Effortless Growth: Automation Solutions for SMEs in 2025
- Lucas Johnson

- Nov 20, 2025
- 3 min read
Best Practices for Implementing Automation in SMEs: A Practical Guide for 2025
Automation is no longer just a trend reserved for large enterprises. Small and medium-sized businesses (SMEs) across the world are now embracing automation as a way to optimize operations, reduce manual work, and scale faster — all without dramatically increasing headcount.
But successful automation doesn’t happen overnight. It requires the right tools, proper planning, and a shift in mindset across your team.
Whether you're running a small agency, retail brand, consultancy, or service-based business, here’s a simple, actionable guide to starting your automation journey.
1. Start With Your Pain Points — Not the Tools
One of the biggest mistakes SMEs make is choosing a tool before identifying the problem. Automation should serve your business goals, not the other way around.
Ask these questions first:
Which tasks consume the most time daily?
Which processes involve repetitive manual work?
Where do errors happen frequently?
Which parts of the business feel slow or bottlenecked?
Common starting points for SMEs include:
Client onboarding
Invoicing and financial tracking
Social media scheduling
Reporting and data collection
Customer service FAQs
When you automate what truly matters, you see results faster.
2. Choose Tools That Fit Your Size — and Future Growth
Not all tools are built for SMEs. You need platforms that are simple enough to start with, yet scalable enough to grow with your business.
SME-Friendly Automation Tools:
ClickUp – workflow automation, task management
Zapier / Make – connect apps with simple logic
HubSpot – CRM + marketing automation
Zoho – affordable CRM and operations automation
Slack + integrations – team notifications and workflows
Focus on tools that offer:
Low learning curve
Clear documentation
Good customer support
Affordable pricing tiers
The right tools make adoption smoother and reduce friction for your team.
3. Prepare Your Team With Strong Change Management
Automation often fails when teams resist change. Introducing new systems requires communication and involvement at every step.
Best practices for change management:
Explain why automation is being implemented
Highlight benefits: reduced workload, fewer errors, more time for high-impact tasks
Provide training sessions
Assign an internal “automation champion”
Roll out one process at a time to avoid overwhelm
A prepared team is the key to successful automation.
4. Start Small, Then Scale
Avoid trying to automate everything at once.
Begin with one or two processes to build trust and momentum.
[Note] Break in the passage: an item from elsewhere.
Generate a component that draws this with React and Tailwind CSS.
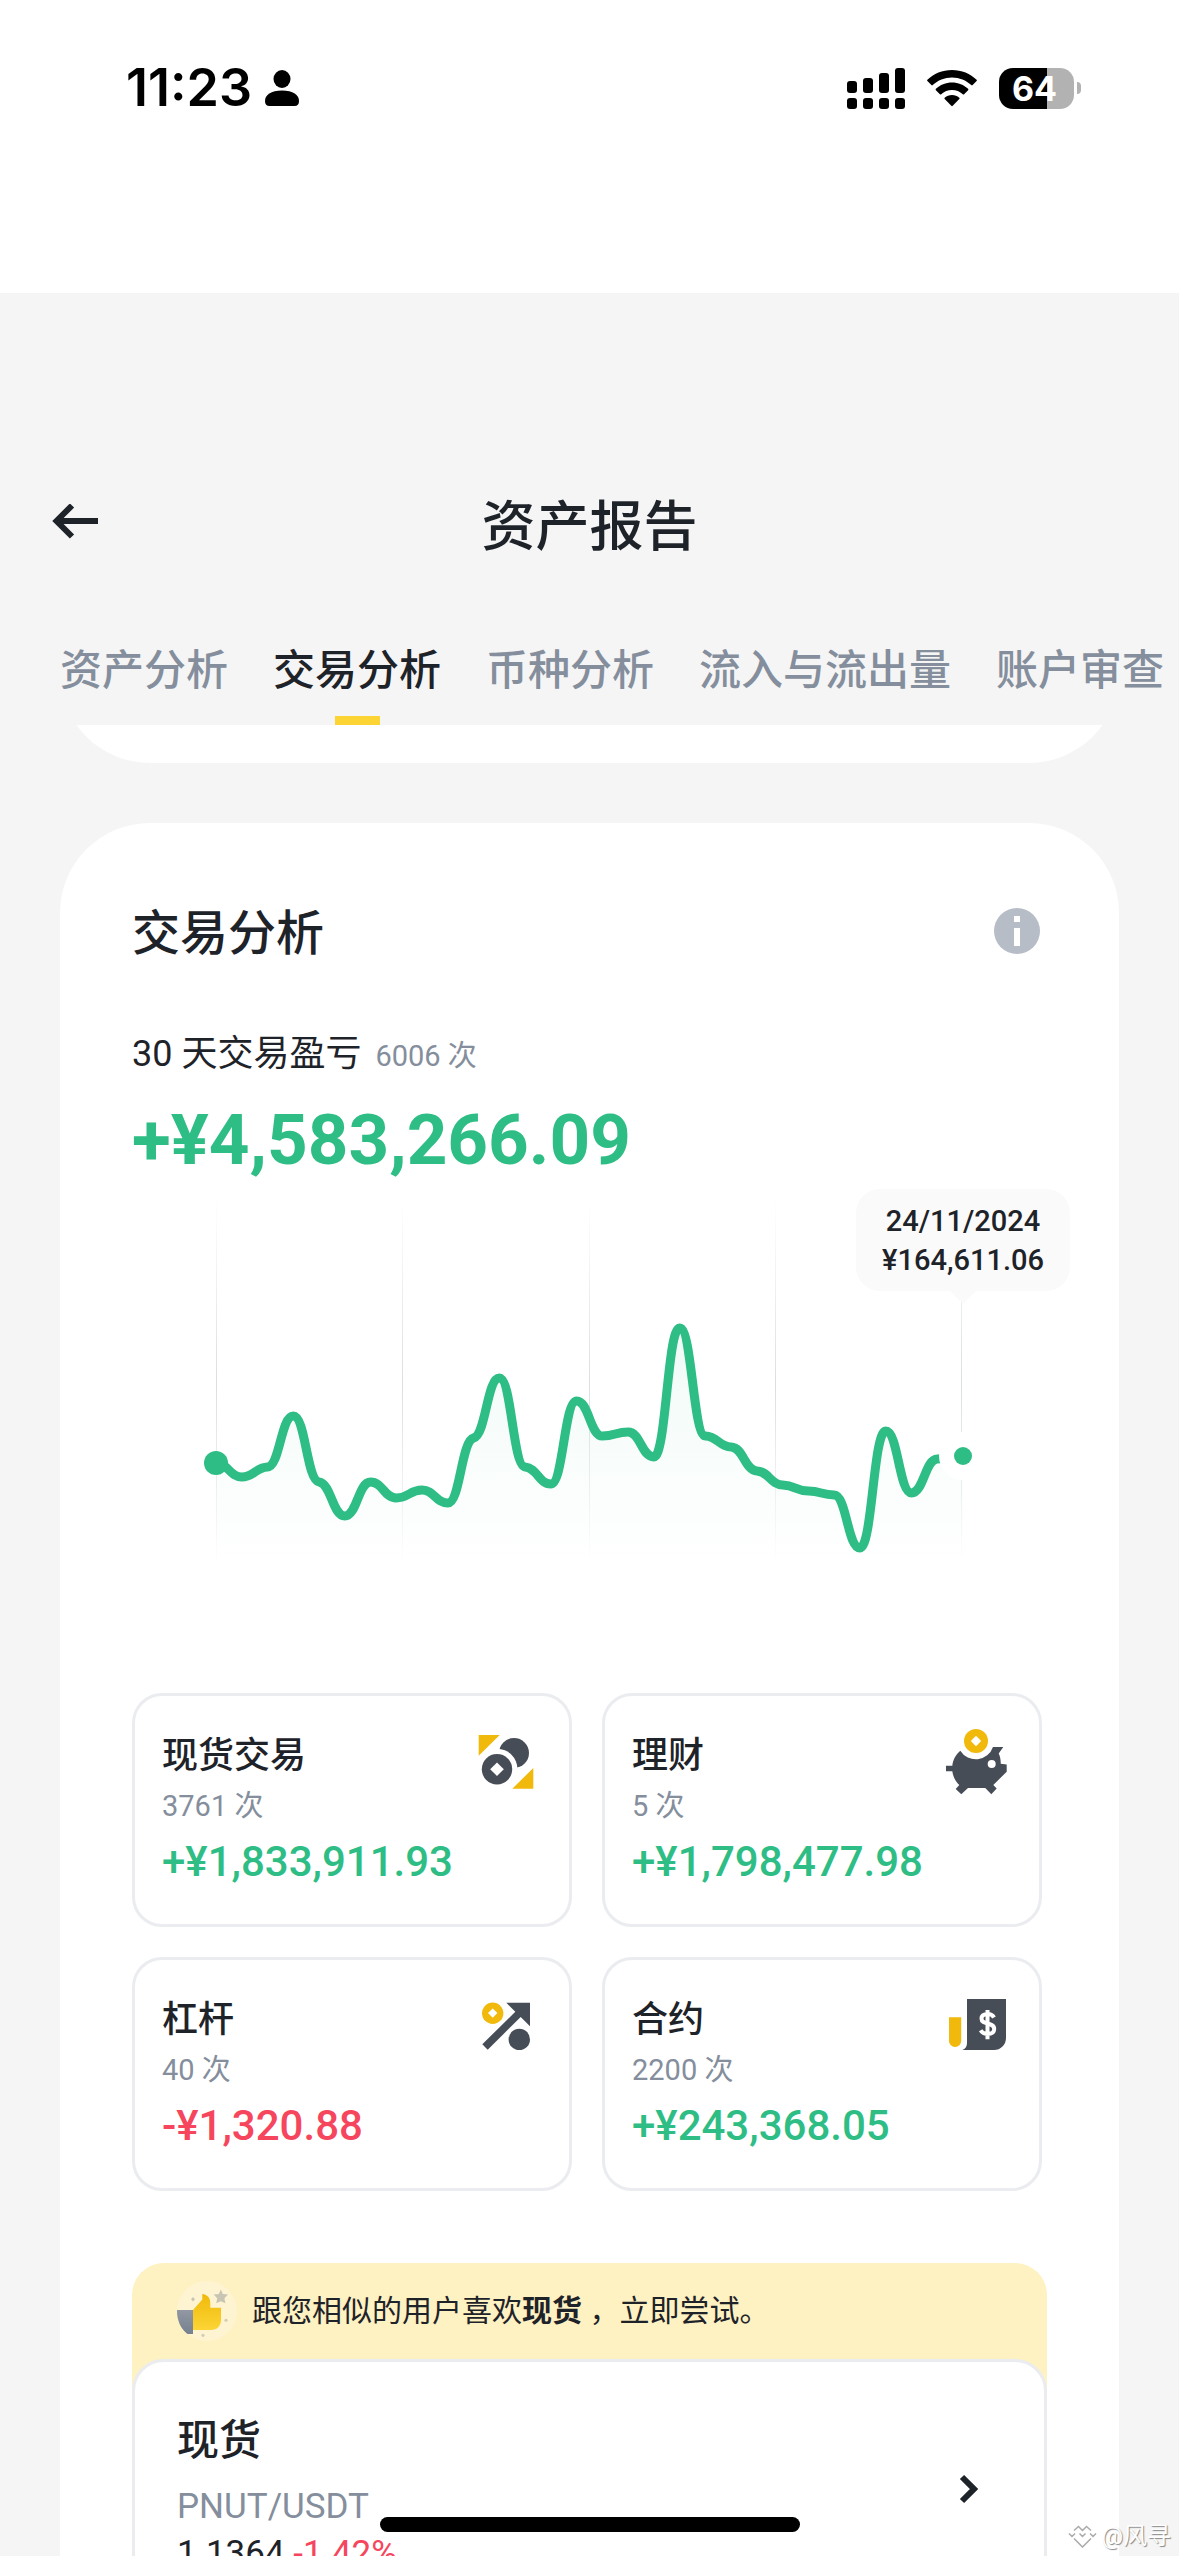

Once the team sees how automation saves time and reduces stress, it becomes easier to expand into other departments.
Start small examples:
Automatic email follow-ups
Automated task assignments
Auto-generated weekly reports
Auto-tagging and CRM updates
Small wins build long-term automation culture.
5. Measure ROI From Day One
Automation isn’t just about efficiency — it’s an investment. Track your return on investment early to understand what’s working.
Measure ROI through:
Time saved
Reduction in human errors
Faster delivery times
Cost savings on manpower
Improved customer experience
Conversion or sales increases
Even something small like automating invoice reminders can save hours per month — and reduce unpaid invoices significantly.
6. Keep Improving: Automation Is Never “One and Done”
Your business evolves, and your automations should evolve too. Review your workflows regularly to ensure they still support your goals.
Review quarterly:
What automations are working?
Which ones need refinement?
Where are new bottlenecks appearing?
Are new tools or features available?
SMEs that review and refine their automations consistently outperform those that set them once and forget.
Automation isn’t about replacing people — it’s about elevating them. When SMEs leverage automation smartly, teams gain more time to innovate, strategize, and grow.
With the right tools, change management, and a clear roadmap, even small businesses can operate with the efficiency of large enterprises — and gain a competitive advantage in 2025 and beyond.